She is the first woman to be appointed dean of the School of Engineering Sciences, University of Ghana, taking up the post from 1 August 2022.

Awards and recognition 
Kaufmann was a Fellow of the International Women's Forum Leadership Foundation. She was awarded in 2009, as the University of Ghana's Best Teacher Award for the Sciences.

She received the International Women's Forum Leadership Foundation Fellowship in 2011 and the 2017 Impact Africa Summit Laureate for Education in Ghana.

She is also the first female recipient of the 2018 Golden Torch Award for International Academic Leadership by the National Society of Black Engineers (NSBE) at the 44th Annual Conference held in the United States of America.

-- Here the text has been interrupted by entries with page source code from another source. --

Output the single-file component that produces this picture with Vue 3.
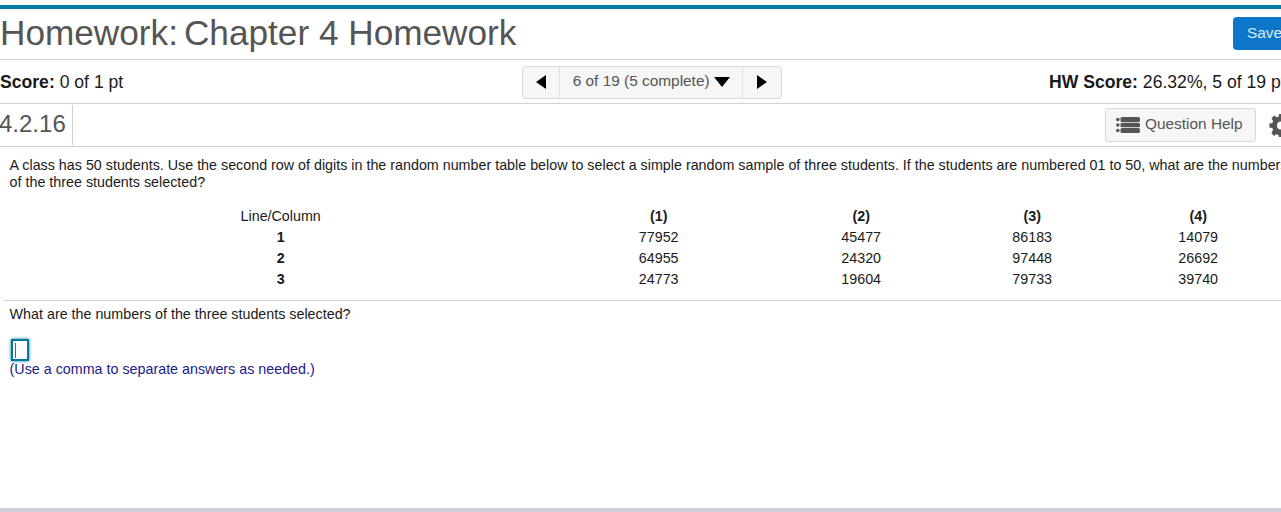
<script setup>
const rows = [
  ['1', '77952', '45477', '86183', '14079'],
  ['2', '64955', '24320', '97448', '26692'],
  ['3', '24773', '19604', '79733', '39740'],
]
const headers = ['(1)', '(2)', '(3)', '(4)']
const colWidths = [541, 215, 190, 152, 180]
</script>

<template>
  <div class="page">
    <header class="title-row">
      <h1 class="title"><span>Homework:</span><span>Chapter 4 Homework</span></h1>
      <button class="save">Save</button>
    </header>

    <div class="score-row">
      <div class="score"><b>Score:</b> 0 of 1 pt</div>
      <div class="pager">
        <span class="pg-btn pg-prev"><svg width="10" height="14" viewBox="0 0 10 14"><path d="M10 0V14L0 7Z" fill="#000"/></svg></span>
        <span class="pg-mid">6 of 19 (5 complete)<svg class="caret" width="16" height="10" viewBox="0 0 16 10"><path d="M0 0H16L8 10Z" fill="#000"/></svg></span>
        <span class="pg-btn pg-next"><svg width="10" height="14" viewBox="0 0 10 14"><path d="M0 0V14L10 7Z" fill="#000"/></svg></span>
      </div>
      <div class="hw-score"><b>HW Score:</b> 26.32%, 5 of 19 pts</div>
    </div>

    <div class="question-row">
      <div class="qnum">4.2.16</div>
      <div class="tools">
        <button class="help">
          <svg width="24" height="16" viewBox="0 0 24 16"><g fill="#555"><circle cx="1.800" cy="2.500" r="1.800"/><circle cx="1.800" cy="8" r="1.800"/><circle cx="1.800" cy="13.500" r="1.800"/><rect x="4.500" y="0" width="19.500" height="5" rx="1.500"/><rect x="4.500" y="5.700" width="19.500" height="4.600" rx="1.500"/><rect x="4.500" y="11" width="19.500" height="5" rx="1.500"/></g></svg>
          <span>Question Help</span>
        </button>
        <svg class="gear" width="24" height="24" viewBox="0 0 24 24"><path fill="#555" fill-rule="evenodd" d="M10 1h4l.6 3 2 .8 2.600-1.700 2.800 2.800-1.700 2.600.8 2 2.900.5v4l-2.900.6-.8 2 1.700 2.600-2.800 2.800-2.600-1.700-2 .8-.6 2.900h-4l-.6-2.900-2-.8-2.600 1.700L2.400 19.700l1.700-2.600-.8-2L.4 14.500v-4l2.900-.5.8-2L2.400 5.400l2.800-2.800 2.600 1.700 2-.8zM12 8.500a4 4 0 1 0 0 8 4 4 0 0 0 0-8z"/></svg>
      </div>
    </div>

    <main class="content">
      <p class="prompt">A class has 50 students. Use the second row of digits in the random number table below to select a simple random sample of three students. If the students are numbered 01 to 50, what are the numbers of the three students selected?</p>
      <table class="digits">
        <colgroup>
          <col v-for="(w, i) in colWidths" :key="i" :style="{ width: w + 'px' }">
        </colgroup>
        <thead>
          <tr>
            <th class="line-head">Line/Column</th>
            <th v-for="h in headers" :key="h">{{ h }}</th>
          </tr>
        </thead>
        <tbody>
          <tr v-for="r in rows" :key="r[0]">
            <th>{{ r[0] }}</th>
            <td v-for="c in r.slice(1)" :key="c">{{ c }}</td>
          </tr>
        </tbody>
      </table>
      <div class="rule"></div>
      <p class="ask">What are the numbers of the three students selected?</p>
      <div class="answer"><span class="cursor"></span></div>
      <p class="hint">(Use a comma to separate answers as needed.)</p>
    </main>
    <div class="footer-bar"></div>
  </div>
</template>

<style>
html, body { margin: 0; overflow: hidden; background: #fff; }
</style>

<style scoped>
.page { width: 1281px; height: 512px; display: flex; flex-direction: column; overflow: hidden; font-family: "Liberation Sans", Arial, sans-serif; color: #1a1a1a; box-sizing: border-box; padding-top: 5px; background: #fff; }
.title-row { height: 50px; flex: none; border-top: 4px solid #007fa3; border-bottom: 1px solid #ccd0dc; display: flex; justify-content: space-between; align-items: center; }
.title { margin: -2px 0 0; font-size: 35.2px; font-weight: 400; color: #555; display: flex; gap: 6px; line-height: 50px; white-space: nowrap; }
.save { width: 60px; height: 33px; margin: -2px -12px 0 0; background: #0e76c8; color: #dbeafa; border: 0; border-radius: 4px 0 0 4px; font: 15.4px "Liberation Sans", sans-serif; text-align: left; padding: 0 0 0 14px; flex: none; }
.score-row { height: 43px; flex: none; border-bottom: 1px solid #ccd0dc; display: grid; grid-template-columns: 522px 260px 1fr; align-items: center; font-size: 17.6px; }
.score { padding-top: 2px; white-space: nowrap; }
.hw-score { padding: 2px 0 0 267px; white-space: nowrap; }
.pager { display: flex; height: 33px; box-sizing: border-box; border: 1px solid #dcdcdc; border-radius: 3px; background: #f6f6f6; color: #555; font-size: 15.4px; align-items: stretch; margin-top: 1px; }
.pg-btn { display: flex; align-items: center; justify-content: center; }
.pg-prev { width: 37px; border-right: 1px solid #e2e2e2; box-sizing: border-box; }
.pg-next { width: 39px; border-left: 1px solid #e2e2e2; box-sizing: border-box; }
.pg-mid { width: 184px; box-sizing: border-box; padding: 0 0 2px 13px; display: flex; align-items: center; gap: 4px; white-space: nowrap; }
.caret { margin-top: 2px; }
.question-row { height: 42px; flex: none; border-bottom: 1px solid #ccd0dc; display: flex; justify-content: space-between; align-items: stretch; }
.qnum { width: 73px; margin: 1px 0; box-sizing: border-box; border-right: 1px solid #ccd0dc; font-size: 24px; color: #555; line-height: 38px; white-space: nowrap; text-indent: -1px; }
.tools { display: flex; align-items: center; gap: 13px; margin-right: -12px; }
.help { width: 151px; height: 34px; box-sizing: border-box; background: #f6f6f6; border: 1px solid #d8d8d8; border-radius: 3px; color: #555; display: flex; align-items: center; gap: 5px; padding: 0 0 3px 10px; font: 15.4px "Liberation Sans", sans-serif; }
.help svg { margin-top: 3px; }
.gear { flex: none; }
.content { flex: 1; min-height: 0; padding: 10px 0 0 9.600px; font-size: 14.3px; line-height: 17px; }
.content p { margin: 0; }
.prompt { width: 1278px; }
.digits { border-collapse: collapse; table-layout: fixed; width: 1278px; margin: 15px 0 0 0.600px; font-size: 14.3px; line-height: 21px; }
.digits th, .digits td { padding: 0; text-align: center; }
.digits th { font-weight: 700; }
.digits th.line-head { font-weight: 400; }
.rule { height: 1px; background: #ccd0dc; margin: 10px 0 0 -7px; width: 1278px; }
.ask { margin-top: 5px !important; }
.answer { width: 18px; height: 22px; box-sizing: border-box; border: 2px solid #00789f; box-shadow: 0 0 3px #00789f; margin: 16px 0 0 1.400px; position: relative; background: #fff; }
.cursor { position: absolute; left: 2px; top: 2px; width: 1px; height: 15px; background: #1a6fd0; }
.hint { color: #1a1a8c; }
.footer-bar { height: 4px; background: #ccd0dc; flex: none; }
</style>
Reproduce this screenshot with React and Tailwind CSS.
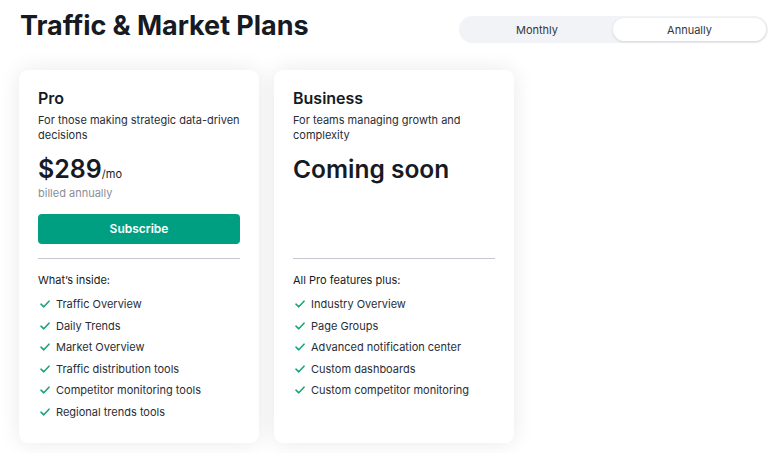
import React from "react";

function Check() {
  return (
    <svg width="10" height="8" viewBox="0 0 10 8" fill="none" className="shrink-0">
      <path d="M1 4.2 L3.8 6.8 L9 1.2" stroke="#1ca37f" strokeWidth="1.6" strokeLinecap="round" strokeLinejoin="round" />
    </svg>
  );
}

function Card({ title, desc, children, heading, items }) {
  return (
    <div className="w-[240px] h-[373px] bg-white rounded-[9px] shadow-[0_0_22px_rgba(20,25,45,0.09)] px-[19px] pt-[16px] flex flex-col">
      <div className="h-[172px] flex flex-col">
        <div className="text-[16px] leading-[24px] font-semibold text-[#171a22]">{title}</div>
        <div className="mt-[3px] mr-[-10px] text-[11px] leading-[15px] text-[#2a2d36]">{desc}</div>
        {children}
      </div>
      <div className="h-px bg-[#c6c8d0]" />
      <div className="mt-[13px] text-[11px] leading-[16px] text-[#171a22]">{heading}</div>
      <ul className="mt-[8px] flex flex-col gap-[5.6px]">
        {items.map((it) => (
          <li key={it} className="flex items-center gap-[6px] pl-[2px] text-[11px] leading-[16px] text-[#2a2d36]">
            <Check />
            <span>{it}</span>
          </li>
        ))}
      </ul>
    </div>
  );
}

export default function App() {
  return (
    <div className="w-[778px] h-[453px] bg-white overflow-hidden font-['Inter','Noto_Sans',sans-serif]">
      <div className="flex items-start justify-between pl-[20px] pr-[10px]">
        <h1 className="mt-[10px] text-[27px] leading-[32px] font-bold tracking-[-0.05px] text-[#171a22]">Traffic &amp; Market Plans</h1>
        <div className="mt-[16px] w-[309px] h-[27px] rounded-full bg-[#f2f3f7] flex items-center p-[2px]">
          <div className="flex-1 text-center text-[11px] leading-[23px] pt-px text-[#333640]">Monthly</div>
          <div className="w-[153px] h-[23px] pt-px rounded-full bg-white shadow-[0_1px_3px_rgba(0,0,0,0.12)] flex items-center justify-center text-[11px] text-[#333640]">Annually</div>
        </div>
      </div>
      <div className="flex gap-[15px] pl-[19px] mt-[27px]">
        <Card
          title="Pro"
          desc={<>For those making strategic <span className="whitespace-nowrap">data-driven</span> decisions</>}
          heading="What’s inside:"
          items={["Traffic Overview", "Daily Trends", "Market Overview", "Traffic distribution tools", "Competitor monitoring tools", "Regional trends tools"]}
        >
          <div className="mt-[10px] flex items-baseline text-[#171a22]">
            <span className="text-[25px] leading-[32px] font-semibold">$289</span>
            <span className="text-[11px]">/mo</span>
          </div>
          <div className="text-[11px] leading-[16px] text-[#8b8e99]">billed annually</div>
          <button className="mt-[13px] h-[30px] w-full rounded-[4px] bg-[#009f81] text-white text-[12px] font-semibold">Subscribe</button>
        </Card>
        <Card
          title="Business"
          desc="For teams managing growth and complexity"
          heading="All Pro features plus:"
          items={["Industry Overview", "Page Groups", "Advanced notification center", "Custom dashboards", "Custom competitor monitoring"]}
        >
          <div className="mt-[10px] text-[24.5px] leading-[32px] font-semibold text-[#171a22]">Coming soon</div>
        </Card>
      </div>
    </div>
  );
}
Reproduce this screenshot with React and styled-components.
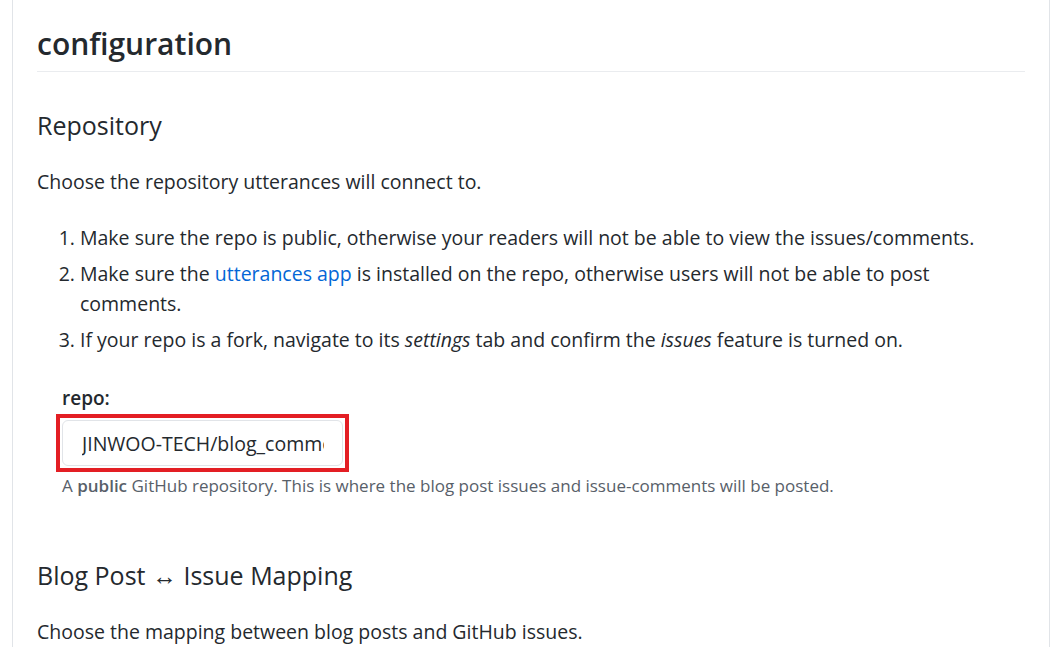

She is also the recipient of the National Society of Black Engineers' 2018 Golden T.O.R.C.H. (Technical OutReach and Community Help) Award for International Academic Leadership in recognition of her excellence in support of academics on an international level and exhibition of commitment to the Science, Technology, Engineering and Mathematic (STEM) fields.

She was awarded the Woman of the Year at the 2022 Exclusive Men of the Year Africa Awards. 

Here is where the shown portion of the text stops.